### The exercise
Output every entry exactly as written, skipping any pictures.
————
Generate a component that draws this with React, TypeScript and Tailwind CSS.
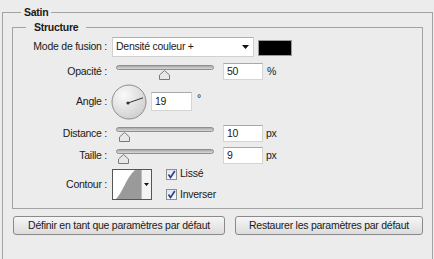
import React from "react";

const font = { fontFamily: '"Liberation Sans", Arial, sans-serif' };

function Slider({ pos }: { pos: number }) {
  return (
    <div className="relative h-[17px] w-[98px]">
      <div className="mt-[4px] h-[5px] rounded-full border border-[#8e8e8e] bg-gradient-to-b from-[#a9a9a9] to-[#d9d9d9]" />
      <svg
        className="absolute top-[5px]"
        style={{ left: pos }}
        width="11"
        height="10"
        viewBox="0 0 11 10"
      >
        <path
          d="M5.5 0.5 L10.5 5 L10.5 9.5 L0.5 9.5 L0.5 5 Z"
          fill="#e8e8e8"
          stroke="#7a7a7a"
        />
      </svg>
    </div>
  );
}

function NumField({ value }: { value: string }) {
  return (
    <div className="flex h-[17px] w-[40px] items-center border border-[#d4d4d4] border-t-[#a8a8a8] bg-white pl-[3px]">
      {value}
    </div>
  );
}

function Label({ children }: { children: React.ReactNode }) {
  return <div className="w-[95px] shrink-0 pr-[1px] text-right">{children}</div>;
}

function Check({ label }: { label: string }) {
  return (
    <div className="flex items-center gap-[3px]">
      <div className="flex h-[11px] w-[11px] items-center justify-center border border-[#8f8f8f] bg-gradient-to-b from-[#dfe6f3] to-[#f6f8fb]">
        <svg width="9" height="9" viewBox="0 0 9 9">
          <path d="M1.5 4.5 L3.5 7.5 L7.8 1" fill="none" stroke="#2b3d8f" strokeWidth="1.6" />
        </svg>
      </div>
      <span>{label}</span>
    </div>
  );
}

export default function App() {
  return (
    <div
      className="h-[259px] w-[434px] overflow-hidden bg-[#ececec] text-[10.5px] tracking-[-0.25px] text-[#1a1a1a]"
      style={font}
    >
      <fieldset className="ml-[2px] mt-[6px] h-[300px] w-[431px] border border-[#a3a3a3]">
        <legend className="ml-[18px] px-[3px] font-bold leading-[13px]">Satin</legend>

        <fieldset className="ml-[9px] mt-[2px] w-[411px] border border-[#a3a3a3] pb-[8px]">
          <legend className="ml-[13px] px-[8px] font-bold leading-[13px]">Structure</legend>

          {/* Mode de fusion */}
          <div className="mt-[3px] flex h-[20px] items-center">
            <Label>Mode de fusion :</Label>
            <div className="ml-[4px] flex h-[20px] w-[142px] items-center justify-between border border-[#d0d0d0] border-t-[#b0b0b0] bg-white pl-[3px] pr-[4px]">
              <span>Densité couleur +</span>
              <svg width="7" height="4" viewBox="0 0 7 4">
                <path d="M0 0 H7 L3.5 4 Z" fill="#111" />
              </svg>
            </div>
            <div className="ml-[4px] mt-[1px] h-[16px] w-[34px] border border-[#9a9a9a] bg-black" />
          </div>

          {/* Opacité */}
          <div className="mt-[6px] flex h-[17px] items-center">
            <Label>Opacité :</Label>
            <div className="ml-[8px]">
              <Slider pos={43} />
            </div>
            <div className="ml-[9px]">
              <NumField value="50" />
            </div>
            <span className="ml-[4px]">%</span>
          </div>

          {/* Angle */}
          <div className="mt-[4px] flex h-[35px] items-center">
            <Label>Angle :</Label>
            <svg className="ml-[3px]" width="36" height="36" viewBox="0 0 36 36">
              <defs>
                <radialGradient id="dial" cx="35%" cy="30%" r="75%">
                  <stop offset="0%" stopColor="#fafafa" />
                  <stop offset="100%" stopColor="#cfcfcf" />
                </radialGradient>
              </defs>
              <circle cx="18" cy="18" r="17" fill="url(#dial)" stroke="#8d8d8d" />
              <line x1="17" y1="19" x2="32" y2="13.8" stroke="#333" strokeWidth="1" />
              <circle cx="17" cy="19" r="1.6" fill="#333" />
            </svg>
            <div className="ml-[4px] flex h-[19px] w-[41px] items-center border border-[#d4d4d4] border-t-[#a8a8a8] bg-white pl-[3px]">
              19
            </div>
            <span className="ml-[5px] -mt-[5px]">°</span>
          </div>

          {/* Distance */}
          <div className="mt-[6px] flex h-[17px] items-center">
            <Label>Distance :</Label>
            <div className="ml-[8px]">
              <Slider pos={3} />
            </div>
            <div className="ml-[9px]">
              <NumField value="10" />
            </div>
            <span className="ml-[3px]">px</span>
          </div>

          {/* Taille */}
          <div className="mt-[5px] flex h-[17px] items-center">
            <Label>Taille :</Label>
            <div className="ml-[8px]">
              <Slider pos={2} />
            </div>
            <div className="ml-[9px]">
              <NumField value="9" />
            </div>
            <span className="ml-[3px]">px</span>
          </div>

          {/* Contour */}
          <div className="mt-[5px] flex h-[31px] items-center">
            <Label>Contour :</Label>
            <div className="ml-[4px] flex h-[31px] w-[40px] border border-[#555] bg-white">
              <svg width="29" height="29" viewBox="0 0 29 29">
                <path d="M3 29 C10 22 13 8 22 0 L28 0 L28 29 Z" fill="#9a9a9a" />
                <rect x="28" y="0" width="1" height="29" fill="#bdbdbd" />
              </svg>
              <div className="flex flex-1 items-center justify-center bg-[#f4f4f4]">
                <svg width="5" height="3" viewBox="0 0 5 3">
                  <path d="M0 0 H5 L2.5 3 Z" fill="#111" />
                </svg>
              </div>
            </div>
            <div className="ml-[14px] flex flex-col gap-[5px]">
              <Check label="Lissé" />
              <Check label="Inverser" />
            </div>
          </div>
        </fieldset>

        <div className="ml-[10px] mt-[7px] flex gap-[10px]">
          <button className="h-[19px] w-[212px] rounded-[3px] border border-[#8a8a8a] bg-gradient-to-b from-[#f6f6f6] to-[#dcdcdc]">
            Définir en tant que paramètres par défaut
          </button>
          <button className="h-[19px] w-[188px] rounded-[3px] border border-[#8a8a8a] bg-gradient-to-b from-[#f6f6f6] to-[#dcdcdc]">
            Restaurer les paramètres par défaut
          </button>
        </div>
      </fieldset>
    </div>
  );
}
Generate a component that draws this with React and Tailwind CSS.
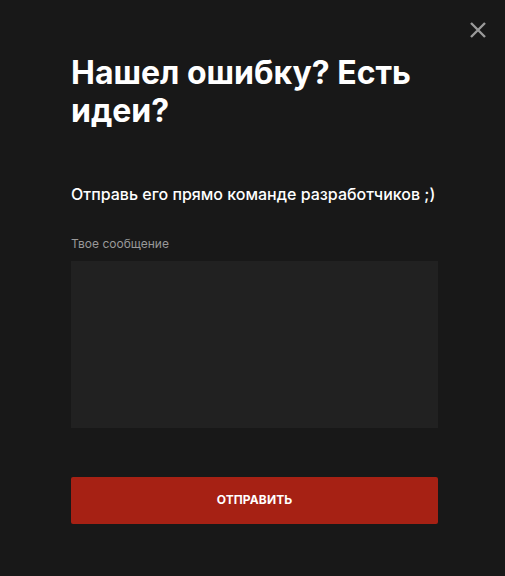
————
### Response to the exercise
Generate a component that draws this with React, TypeScript and Tailwind CSS.
import React from "react";

const font = { fontFamily: '"Liberation Sans", Arial, sans-serif' };

function Slider({ pos }: { pos: number }) {
  return (
    <div className="relative h-[17px] w-[98px]">
      <div className="mt-[4px] h-[5px] rounded-full border border-[#8e8e8e] bg-gradient-to-b from-[#a9a9a9] to-[#d9d9d9]" />
      <svg
        className="absolute top-[5px]"
        style={{ left: pos }}
        width="11"
        height="10"
        viewBox="0 0 11 10"
      >
        <path
          d="M5.5 0.5 L10.5 5 L10.5 9.5 L0.5 9.5 L0.5 5 Z"
          fill="#e8e8e8"
          stroke="#7a7a7a"
        />
      </svg>
    </div>
  );
}

function NumField({ value }: { value: string }) {
  return (
    <div className="flex h-[17px] w-[40px] items-center border border-[#d4d4d4] border-t-[#a8a8a8] bg-white pl-[3px]">
      {value}
    </div>
  );
}

function Label({ children }: { children: React.ReactNode }) {
  return <div className="w-[95px] shrink-0 pr-[1px] text-right">{children}</div>;
}

function Check({ label }: { label: string }) {
  return (
    <div className="flex items-center gap-[3px]">
      <div className="flex h-[11px] w-[11px] items-center justify-center border border-[#8f8f8f] bg-gradient-to-b from-[#dfe6f3] to-[#f6f8fb]">
        <svg width="9" height="9" viewBox="0 0 9 9">
          <path d="M1.5 4.5 L3.5 7.5 L7.8 1" fill="none" stroke="#2b3d8f" strokeWidth="1.6" />
        </svg>
      </div>
      <span>{label}</span>
    </div>
  );
}

export default function App() {
  return (
    <div
      className="h-[259px] w-[434px] overflow-hidden bg-[#ececec] text-[10.5px] tracking-[-0.25px] text-[#1a1a1a]"
      style={font}
    >
      <fieldset className="ml-[2px] mt-[6px] h-[300px] w-[431px] border border-[#a3a3a3]">
        <legend className="ml-[18px] px-[3px] font-bold leading-[13px]">Satin</legend>

        <fieldset className="ml-[9px] mt-[2px] w-[411px] border border-[#a3a3a3] pb-[8px]">
          <legend className="ml-[13px] px-[8px] font-bold leading-[13px]">Structure</legend>

          {/* Mode de fusion */}
          <div className="mt-[3px] flex h-[20px] items-center">
            <Label>Mode de fusion :</Label>
            <div className="ml-[4px] flex h-[20px] w-[142px] items-center justify-between border border-[#d0d0d0] border-t-[#b0b0b0] bg-white pl-[3px] pr-[4px]">
              <span>Densité couleur +</span>
              <svg width="7" height="4" viewBox="0 0 7 4">
                <path d="M0 0 H7 L3.5 4 Z" fill="#111" />
              </svg>
            </div>
            <div className="ml-[4px] mt-[1px] h-[16px] w-[34px] border border-[#9a9a9a] bg-black" />
          </div>

          {/* Opacité */}
          <div className="mt-[6px] flex h-[17px] items-center">
            <Label>Opacité :</Label>
            <div className="ml-[8px]">
              <Slider pos={43} />
            </div>
            <div className="ml-[9px]">
              <NumField value="50" />
            </div>
            <span className="ml-[4px]">%</span>
          </div>

          {/* Angle */}
          <div className="mt-[4px] flex h-[35px] items-center">
            <Label>Angle :</Label>
            <svg className="ml-[3px]" width="36" height="36" viewBox="0 0 36 36">
              <defs>
                <radialGradient id="dial" cx="35%" cy="30%" r="75%">
                  <stop offset="0%" stopColor="#fafafa" />
                  <stop offset="100%" stopColor="#cfcfcf" />
                </radialGradient>
              </defs>
              <circle cx="18" cy="18" r="17" fill="url(#dial)" stroke="#8d8d8d" />
              <line x1="17" y1="19" x2="32" y2="13.8" stroke="#333" strokeWidth="1" />
              <circle cx="17" cy="19" r="1.6" fill="#333" />
            </svg>
            <div className="ml-[4px] flex h-[19px] w-[41px] items-center border border-[#d4d4d4] border-t-[#a8a8a8] bg-white pl-[3px]">
              19
            </div>
            <span className="ml-[5px] -mt-[5px]">°</span>
          </div>

          {/* Distance */}
          <div className="mt-[6px] flex h-[17px] items-center">
            <Label>Distance :</Label>
            <div className="ml-[8px]">
              <Slider pos={3} />
            </div>
            <div className="ml-[9px]">
              <NumField value="10" />
            </div>
            <span className="ml-[3px]">px</span>
          </div>

          {/* Taille */}
          <div className="mt-[5px] flex h-[17px] items-center">
            <Label>Taille :</Label>
            <div className="ml-[8px]">
              <Slider pos={2} />
            </div>
            <div className="ml-[9px]">
              <NumField value="9" />
            </div>
            <span className="ml-[3px]">px</span>
          </div>

          {/* Contour */}
          <div className="mt-[5px] flex h-[31px] items-center">
            <Label>Contour :</Label>
            <div className="ml-[4px] flex h-[31px] w-[40px] border border-[#555] bg-white">
              <svg width="29" height="29" viewBox="0 0 29 29">
                <path d="M3 29 C10 22 13 8 22 0 L28 0 L28 29 Z" fill="#9a9a9a" />
                <rect x="28" y="0" width="1" height="29" fill="#bdbdbd" />
              </svg>
              <div className="flex flex-1 items-center justify-center bg-[#f4f4f4]">
                <svg width="5" height="3" viewBox="0 0 5 3">
                  <path d="M0 0 H5 L2.5 3 Z" fill="#111" />
                </svg>
              </div>
            </div>
            <div className="ml-[14px] flex flex-col gap-[5px]">
              <Check label="Lissé" />
              <Check label="Inverser" />
            </div>
          </div>
        </fieldset>

        <div className="ml-[10px] mt-[7px] flex gap-[10px]">
          <button className="h-[19px] w-[212px] rounded-[3px] border border-[#8a8a8a] bg-gradient-to-b from-[#f6f6f6] to-[#dcdcdc]">
            Définir en tant que paramètres par défaut
          </button>
          <button className="h-[19px] w-[188px] rounded-[3px] border border-[#8a8a8a] bg-gradient-to-b from-[#f6f6f6] to-[#dcdcdc]">
            Restaurer les paramètres par défaut
          </button>
        </div>
      </fieldset>
    </div>
  );
}
Generate a component that draws this with React and Tailwind CSS.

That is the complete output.